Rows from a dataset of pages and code
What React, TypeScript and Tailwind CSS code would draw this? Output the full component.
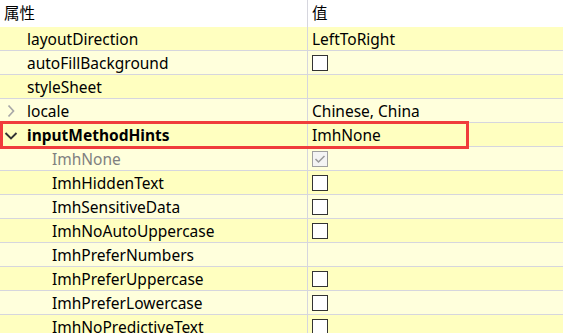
import React from 'react';

type Row = {
  name: string;
  value?: string;
  check?: 'off' | 'on-disabled';
  indent?: boolean;
  arrow?: 'right' | 'down';
  bold?: boolean;
  disabled?: boolean;
};

const rows: Row[] = [
  { name: 'layoutDirection', value: 'LeftToRight' },
  { name: 'autoFillBackground', check: 'off' },
  { name: 'styleSheet' },
  { name: 'locale', value: 'Chinese, China', arrow: 'right' },
  { name: 'inputMethodHints', value: 'ImhNone', arrow: 'down', bold: true },
  { name: 'ImhNone', check: 'on-disabled', indent: true, disabled: true },
  { name: 'ImhHiddenText', check: 'off', indent: true },
  { name: 'ImhSensitiveData', check: 'off', indent: true },
  { name: 'ImhNoAutoUppercase', check: 'off', indent: true },
  { name: 'ImhPreferNumbers', indent: true },
  { name: 'ImhPreferUppercase', check: 'off', indent: true },
  { name: 'ImhPreferLowercase', check: 'off', indent: true },
  { name: 'ImhNoPredictiveText', check: 'off', indent: true },
];

function Arrow({ dir }: { dir: 'right' | 'down' }) {
  if (dir === 'right') {
    return (
      <svg width="12" height="14" viewBox="0 0 12 14" className="absolute left-[5px] top-[5px]">
        <path d="M3.5 1.5 L8.5 7 L3.5 12.5" fill="none" stroke="#a8a8a8" strokeWidth="1.7" />
      </svg>
    );
  }
  return (
    <svg width="14" height="10" viewBox="0 0 14 10" className="absolute left-[4px] top-[8px]">
      <path d="M1.5 2 L7 7.5 L12.5 2" fill="none" stroke="#333" strokeWidth="1.9" />
    </svg>
  );
}

function Check({ kind }: { kind: 'off' | 'on-disabled' }) {
  if (kind === 'on-disabled') {
    return (
      <div className="w-[16px] h-[16px] border border-[#a0a0a0] bg-[#f4f4f4] flex items-center justify-center">
        <svg width="12" height="10" viewBox="0 0 12 10">
          <path d="M1.5 5 L4.5 8 L10.5 2" fill="none" stroke="#9a9a9a" strokeWidth="1.5" />
        </svg>
      </div>
    );
  }
  return <div className="w-[16px] h-[16px] border-[1.5px] border-[#333] bg-white" />;
}

export default function App() {
  return (
    <div
      className="relative w-[563px] h-[333px] overflow-hidden bg-white text-[15.5px] text-black"
      style={{ fontFamily: '"Noto Sans", "Noto Sans CJK SC", sans-serif' }}
    >
      <div className="grid grid-cols-[308px_1fr] h-[27px] leading-[27px]">
        <div className="pl-[4px] border-r border-[#d6d6de]">属性</div>
        <div className="pl-[4px]">值</div>
      </div>
      {rows.map((r, i) => (
        <div
          key={r.name}
          className={
            'grid grid-cols-[308px_1fr] h-[24px] border-b border-[#d6d6de] ' +
            (i % 2 === 0 ? 'bg-[#ffffc0]' : 'bg-[#ffffdc]')
          }
        >
          <div
            className={
              'relative border-r border-[#d6d6de] leading-[24px] ' +
              (r.indent ? 'pl-[52px] ' : 'pl-[27px] ') +
              (r.bold ? 'font-bold ' : '') +
              (r.disabled ? 'text-[#808080]' : '')
            }
          >
            {r.arrow && <Arrow dir={r.arrow} />}
            {r.name}
          </div>
          <div className="pl-[4px] leading-[24px] flex items-center">
            {r.value && <span>{r.value}</span>}
            {r.check && <Check kind={r.check} />}
          </div>
        </div>
      ))}
      <div className="absolute left-0 top-[121px] w-[469px] h-[28px] border-[3px] border-[#f03c3c]" />
    </div>
  );
}
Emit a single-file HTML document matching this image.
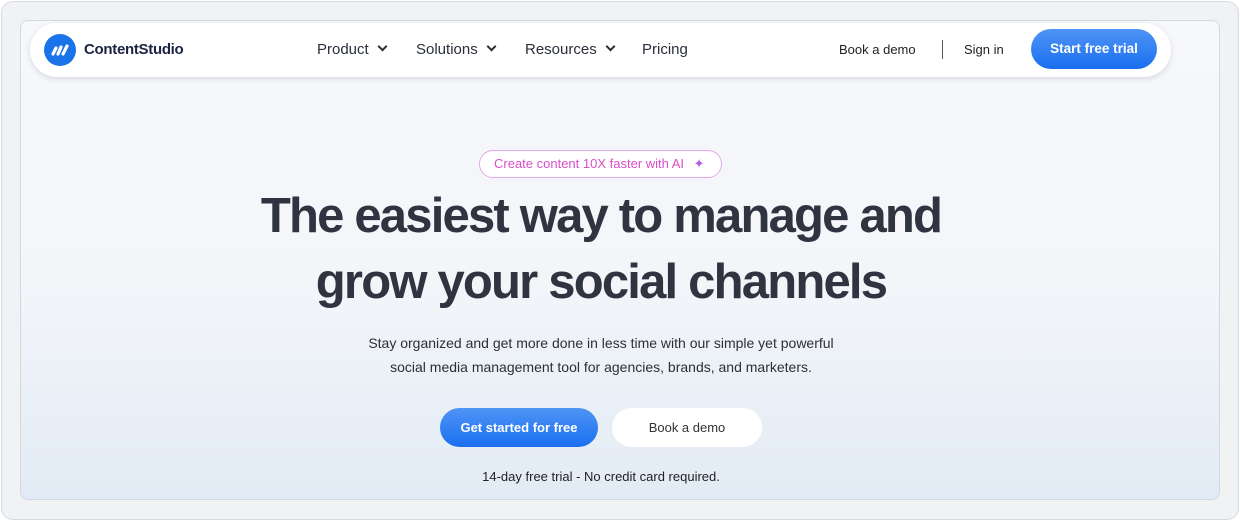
<!DOCTYPE html>
<html><head><style>
*{margin:0;padding:0;box-sizing:border-box}
body{width:1240px;height:521px;background:#fff;font-family:"Liberation Sans",sans-serif;overflow:hidden;position:relative}
.outer{position:absolute;left:1px;top:1px;width:1238px;height:519px;background:#f1f2f4;border:1px solid #d6dae3;border-radius:12px}
.card{position:absolute;left:20px;top:20px;width:1200px;height:480px;border:1.5px solid #d3d8e4;border-radius:8px;background:linear-gradient(180deg,#f7f8fb 0%,#f3f5f9 55%,#e2ebf5 100%);overflow:hidden}
.nav{position:absolute;left:30px;top:23px;width:1141px;height:54px;background:#fff;border-radius:27px;box-shadow:0 2px 6px rgba(40,50,90,.15)}
.logo{position:absolute;left:14px;top:11px;width:32px;height:32px;border-radius:50%;background:#1a73e8}
.brand{position:absolute;left:54px;top:18px;font-size:15px;font-weight:bold;color:#1b2340;letter-spacing:-.3px}
.menu{position:absolute;top:18px;font-size:15px;color:#2a2f3a}
.chev{display:inline-block;width:7px;height:7px;border-right:2px solid #2a2f3a;border-bottom:2px solid #2a2f3a;transform:rotate(45deg);margin-left:10px;position:relative;top:-4px}
.r{position:absolute;top:19px;font-size:13px;color:#222}
.btn{position:absolute;background:linear-gradient(180deg,#4f94f5,#1a6ff0);color:#fff;font-weight:bold;text-align:center}
.h1{position:absolute;left:0;width:1202px;text-align:center;font-size:49px;font-weight:bold;color:#2f3440;letter-spacing:-1.8px}
.p{position:absolute;left:0;width:1202px;text-align:center;font-size:14px;color:#2b2f38}
</style></head><body>
<div class="outer"></div>
<div class="card"></div>
<div class="nav">
 <div class="logo"><svg width="32" height="32"><g stroke="#fff" stroke-width="3.2" stroke-linecap="round"><line x1="9" y1="20" x2="12" y2="14"/><line x1="14" y1="20" x2="17" y2="13"/><line x1="19" y1="20" x2="23" y2="12"/></g></svg></div>
 <div class="brand">ContentStudio</div>
 <div class="menu" style="left:287px">Product<span class="chev"></span></div>
 <div class="menu" style="left:386px">Solutions<span class="chev"></span></div>
 <div class="menu" style="left:495px">Resources<span class="chev"></span></div>
 <div class="menu" style="left:612px">Pricing</div>
 <div class="r" style="left:809px">Book a demo</div>
 <div style="position:absolute;left:912px;top:17px;width:1px;height:19px;background:#555"></div>
 <div class="r" style="left:934px">Sign in</div>
 <div class="btn" style="left:1001px;top:6px;width:126px;height:40px;border-radius:20px;font-size:13.5px;line-height:40px">Start free trial</div>
</div>
<div style="position:absolute;left:479px;top:150px;width:243px;height:28px;border-radius:14px;border:1px solid #e7a8ec;background:#fff;font-size:13px;line-height:26px;padding-left:14px;color:#d94fc8">Create content 10X faster with AI <span style="color:#b45be0;margin-left:6px">✦</span></div>
<div class="h1" style="top:188px">The easiest way to manage and</div>
<div class="h1" style="top:254px">grow your social channels</div>
<div class="p" style="top:335px">Stay organized and get more done in less time with our simple yet powerful</div>
<div class="p" style="top:359px">social media management tool for agencies, brands, and marketers.</div>
<div class="btn" style="left:440px;top:408px;width:158px;height:39px;border-radius:20px;font-size:13px;line-height:39px">Get started for free</div>
<div style="position:absolute;left:612px;top:408px;width:150px;height:39px;border-radius:20px;background:#fff;font-size:13px;line-height:39px;text-align:center;color:#333">Book a demo</div>
<div class="p" style="top:469px;font-size:13px;color:#222">14-day free trial - No credit card required.</div>
</body></html>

-- Exercise instructions --
Reproduce each line word for word and drop the pictures.

-- Reply to the exercise --
What React, TypeScript and Tailwind CSS code would draw this? Output the full component.
import React from 'react';

type Row = {
  name: string;
  value?: string;
  check?: 'off' | 'on-disabled';
  indent?: boolean;
  arrow?: 'right' | 'down';
  bold?: boolean;
  disabled?: boolean;
};

const rows: Row[] = [
  { name: 'layoutDirection', value: 'LeftToRight' },
  { name: 'autoFillBackground', check: 'off' },
  { name: 'styleSheet' },
  { name: 'locale', value: 'Chinese, China', arrow: 'right' },
  { name: 'inputMethodHints', value: 'ImhNone', arrow: 'down', bold: true },
  { name: 'ImhNone', check: 'on-disabled', indent: true, disabled: true },
  { name: 'ImhHiddenText', check: 'off', indent: true },
  { name: 'ImhSensitiveData', check: 'off', indent: true },
  { name: 'ImhNoAutoUppercase', check: 'off', indent: true },
  { name: 'ImhPreferNumbers', indent: true },
  { name: 'ImhPreferUppercase', check: 'off', indent: true },
  { name: 'ImhPreferLowercase', check: 'off', indent: true },
  { name: 'ImhNoPredictiveText', check: 'off', indent: true },
];

function Arrow({ dir }: { dir: 'right' | 'down' }) {
  if (dir === 'right') {
    return (
      <svg width="12" height="14" viewBox="0 0 12 14" className="absolute left-[5px] top-[5px]">
        <path d="M3.5 1.5 L8.5 7 L3.5 12.5" fill="none" stroke="#a8a8a8" strokeWidth="1.7" />
      </svg>
    );
  }
  return (
    <svg width="14" height="10" viewBox="0 0 14 10" className="absolute left-[4px] top-[8px]">
      <path d="M1.5 2 L7 7.5 L12.5 2" fill="none" stroke="#333" strokeWidth="1.9" />
    </svg>
  );
}

function Check({ kind }: { kind: 'off' | 'on-disabled' }) {
  if (kind === 'on-disabled') {
    return (
      <div className="w-[16px] h-[16px] border border-[#a0a0a0] bg-[#f4f4f4] flex items-center justify-center">
        <svg width="12" height="10" viewBox="0 0 12 10">
          <path d="M1.5 5 L4.5 8 L10.5 2" fill="none" stroke="#9a9a9a" strokeWidth="1.5" />
        </svg>
      </div>
    );
  }
  return <div className="w-[16px] h-[16px] border-[1.5px] border-[#333] bg-white" />;
}

export default function App() {
  return (
    <div
      className="relative w-[563px] h-[333px] overflow-hidden bg-white text-[15.5px] text-black"
      style={{ fontFamily: '"Noto Sans", "Noto Sans CJK SC", sans-serif' }}
    >
      <div className="grid grid-cols-[308px_1fr] h-[27px] leading-[27px]">
        <div className="pl-[4px] border-r border-[#d6d6de]">属性</div>
        <div className="pl-[4px]">值</div>
      </div>
      {rows.map((r, i) => (
        <div
          key={r.name}
          className={
            'grid grid-cols-[308px_1fr] h-[24px] border-b border-[#d6d6de] ' +
            (i % 2 === 0 ? 'bg-[#ffffc0]' : 'bg-[#ffffdc]')
          }
        >
          <div
            className={
              'relative border-r border-[#d6d6de] leading-[24px] ' +
              (r.indent ? 'pl-[52px] ' : 'pl-[27px] ') +
              (r.bold ? 'font-bold ' : '') +
              (r.disabled ? 'text-[#808080]' : '')
            }
          >
            {r.arrow && <Arrow dir={r.arrow} />}
            {r.name}
          </div>
          <div className="pl-[4px] leading-[24px] flex items-center">
            {r.value && <span>{r.value}</span>}
            {r.check && <Check kind={r.check} />}
          </div>
        </div>
      ))}
      <div className="absolute left-0 top-[121px] w-[469px] h-[28px] border-[3px] border-[#f03c3c]" />
    </div>
  );
}
Emit a single-file HTML document matching this image.
<!DOCTYPE html>
<html><head><style>
*{margin:0;padding:0;box-sizing:border-box}
body{width:1240px;height:521px;background:#fff;font-family:"Liberation Sans",sans-serif;overflow:hidden;position:relative}
.outer{position:absolute;left:1px;top:1px;width:1238px;height:519px;background:#f1f2f4;border:1px solid #d6dae3;border-radius:12px}
.card{position:absolute;left:20px;top:20px;width:1200px;height:480px;border:1.5px solid #d3d8e4;border-radius:8px;background:linear-gradient(180deg,#f7f8fb 0%,#f3f5f9 55%,#e2ebf5 100%);overflow:hidden}
.nav{position:absolute;left:30px;top:23px;width:1141px;height:54px;background:#fff;border-radius:27px;box-shadow:0 2px 6px rgba(40,50,90,.15)}
.logo{position:absolute;left:14px;top:11px;width:32px;height:32px;border-radius:50%;background:#1a73e8}
.brand{position:absolute;left:54px;top:18px;font-size:15px;font-weight:bold;color:#1b2340;letter-spacing:-.3px}
.menu{position:absolute;top:18px;font-size:15px;color:#2a2f3a}
.chev{display:inline-block;width:7px;height:7px;border-right:2px solid #2a2f3a;border-bottom:2px solid #2a2f3a;transform:rotate(45deg);margin-left:10px;position:relative;top:-4px}
.r{position:absolute;top:19px;font-size:13px;color:#222}
.btn{position:absolute;background:linear-gradient(180deg,#4f94f5,#1a6ff0);color:#fff;font-weight:bold;text-align:center}
.h1{position:absolute;left:0;width:1202px;text-align:center;font-size:49px;font-weight:bold;color:#2f3440;letter-spacing:-1.8px}
.p{position:absolute;left:0;width:1202px;text-align:center;font-size:14px;color:#2b2f38}
</style></head><body>
<div class="outer"></div>
<div class="card"></div>
<div class="nav">
 <div class="logo"><svg width="32" height="32"><g stroke="#fff" stroke-width="3.2" stroke-linecap="round"><line x1="9" y1="20" x2="12" y2="14"/><line x1="14" y1="20" x2="17" y2="13"/><line x1="19" y1="20" x2="23" y2="12"/></g></svg></div>
 <div class="brand">ContentStudio</div>
 <div class="menu" style="left:287px">Product<span class="chev"></span></div>
 <div class="menu" style="left:386px">Solutions<span class="chev"></span></div>
 <div class="menu" style="left:495px">Resources<span class="chev"></span></div>
 <div class="menu" style="left:612px">Pricing</div>
 <div class="r" style="left:809px">Book a demo</div>
 <div style="position:absolute;left:912px;top:17px;width:1px;height:19px;background:#555"></div>
 <div class="r" style="left:934px">Sign in</div>
 <div class="btn" style="left:1001px;top:6px;width:126px;height:40px;border-radius:20px;font-size:13.5px;line-height:40px">Start free trial</div>
</div>
<div style="position:absolute;left:479px;top:150px;width:243px;height:28px;border-radius:14px;border:1px solid #e7a8ec;background:#fff;font-size:13px;line-height:26px;padding-left:14px;color:#d94fc8">Create content 10X faster with AI <span style="color:#b45be0;margin-left:6px">✦</span></div>
<div class="h1" style="top:188px">The easiest way to manage and</div>
<div class="h1" style="top:254px">grow your social channels</div>
<div class="p" style="top:335px">Stay organized and get more done in less time with our simple yet powerful</div>
<div class="p" style="top:359px">social media management tool for agencies, brands, and marketers.</div>
<div class="btn" style="left:440px;top:408px;width:158px;height:39px;border-radius:20px;font-size:13px;line-height:39px">Get started for free</div>
<div style="position:absolute;left:612px;top:408px;width:150px;height:39px;border-radius:20px;background:#fff;font-size:13px;line-height:39px;text-align:center;color:#333">Book a demo</div>
<div class="p" style="top:469px;font-size:13px;color:#222">14-day free trial - No credit card required.</div>
</body></html>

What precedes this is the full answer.